While most people do not often stop to consider what goes on underground, this is Groundwater Awareness Week, and officials are encouraging Missourians to take notice.

Missouri has more than 400,000 private drinking wells serving more than a quarter of the state's population, with most located south of the Missouri River. Officials encourage people to test their well water every year for common contaminants.

Jeff Wenzel, chief of the Bureau of Environmental Epidemiology for the Missouri Department of Health and Senior Services, said there are additional reasons to test your well water.

"Whenever there's a known problem with well water in your area, if you experience problems near your well like flooding or land disturbances," Wenzel recommended. "If you've replaced or repaired any part of your well system, or you've noticed a change in your water quality like the taste has changed, the color's changed or the odor's changed."

The Missouri State Public Health Laboratory tests private drinking water for both bacteria and chemical contamination. Test kits are available from your local public health agency.

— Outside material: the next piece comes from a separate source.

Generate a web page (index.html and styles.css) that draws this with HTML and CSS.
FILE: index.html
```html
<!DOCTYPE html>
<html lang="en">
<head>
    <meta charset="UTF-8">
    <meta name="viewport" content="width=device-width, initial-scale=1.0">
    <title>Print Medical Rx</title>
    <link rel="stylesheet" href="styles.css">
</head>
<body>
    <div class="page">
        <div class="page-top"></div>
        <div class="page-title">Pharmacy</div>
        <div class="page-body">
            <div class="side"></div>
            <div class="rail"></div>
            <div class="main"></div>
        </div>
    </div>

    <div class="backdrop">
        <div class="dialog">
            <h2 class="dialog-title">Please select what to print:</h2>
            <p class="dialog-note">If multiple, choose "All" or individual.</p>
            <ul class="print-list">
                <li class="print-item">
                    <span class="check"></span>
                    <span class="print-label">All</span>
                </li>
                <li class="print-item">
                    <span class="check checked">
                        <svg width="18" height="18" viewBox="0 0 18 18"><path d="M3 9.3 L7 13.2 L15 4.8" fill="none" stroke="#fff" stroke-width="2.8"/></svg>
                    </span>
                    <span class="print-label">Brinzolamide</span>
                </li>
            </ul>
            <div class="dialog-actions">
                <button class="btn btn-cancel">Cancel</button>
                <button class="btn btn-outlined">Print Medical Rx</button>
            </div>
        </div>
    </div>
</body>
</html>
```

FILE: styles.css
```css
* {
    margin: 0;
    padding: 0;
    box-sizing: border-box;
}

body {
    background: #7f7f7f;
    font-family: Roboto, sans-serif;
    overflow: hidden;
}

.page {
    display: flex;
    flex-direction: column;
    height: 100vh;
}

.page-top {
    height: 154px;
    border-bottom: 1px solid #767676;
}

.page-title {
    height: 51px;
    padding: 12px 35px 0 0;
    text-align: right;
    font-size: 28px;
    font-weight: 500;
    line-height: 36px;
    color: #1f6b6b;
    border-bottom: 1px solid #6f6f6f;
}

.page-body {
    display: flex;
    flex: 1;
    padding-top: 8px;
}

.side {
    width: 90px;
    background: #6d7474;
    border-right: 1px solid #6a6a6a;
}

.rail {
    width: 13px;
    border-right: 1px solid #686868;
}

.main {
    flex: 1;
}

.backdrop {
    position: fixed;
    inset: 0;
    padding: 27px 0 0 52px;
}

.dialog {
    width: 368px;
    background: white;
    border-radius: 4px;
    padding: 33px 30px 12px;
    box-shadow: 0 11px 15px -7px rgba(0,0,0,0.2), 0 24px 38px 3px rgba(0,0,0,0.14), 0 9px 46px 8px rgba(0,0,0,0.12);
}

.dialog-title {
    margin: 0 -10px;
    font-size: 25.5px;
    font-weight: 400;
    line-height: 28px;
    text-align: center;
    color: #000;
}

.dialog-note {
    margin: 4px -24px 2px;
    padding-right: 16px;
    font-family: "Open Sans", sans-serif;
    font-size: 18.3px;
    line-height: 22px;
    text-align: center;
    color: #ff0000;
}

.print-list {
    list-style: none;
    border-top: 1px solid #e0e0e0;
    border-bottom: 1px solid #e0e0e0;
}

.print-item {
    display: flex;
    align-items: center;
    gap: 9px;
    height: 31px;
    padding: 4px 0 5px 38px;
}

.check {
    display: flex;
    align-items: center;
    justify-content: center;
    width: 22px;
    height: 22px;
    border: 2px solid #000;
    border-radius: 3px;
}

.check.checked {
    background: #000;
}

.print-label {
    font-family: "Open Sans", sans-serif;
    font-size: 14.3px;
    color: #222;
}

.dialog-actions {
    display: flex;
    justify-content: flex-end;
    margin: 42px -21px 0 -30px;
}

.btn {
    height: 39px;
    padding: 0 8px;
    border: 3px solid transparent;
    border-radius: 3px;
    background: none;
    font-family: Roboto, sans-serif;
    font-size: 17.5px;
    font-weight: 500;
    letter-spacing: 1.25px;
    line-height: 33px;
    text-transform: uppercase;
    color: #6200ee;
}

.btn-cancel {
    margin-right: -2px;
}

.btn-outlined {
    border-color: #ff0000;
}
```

Well water testing can help detect naturally occurring contaminants such as bacteria or heavy metals found in rocks and soil. And groundwater can be affected by human activity with fertilizer and pesticides among the more commonly found chemical hazards.

News reports highlight industrial releases or spills affecting surface and groundwater, but Wenzel added even household chemicals can impact groundwater if used or disposed of improperly.

"Anything that you pour out on your land, any waste, any liquid can make its way down to that groundwater where you or someone is potentially drinking that," Wenzel pointed out.

Everyday products capable of polluting groundwater include obvious items like cleaning solvents, used paints, and motor oil, but also some soaps and detergents.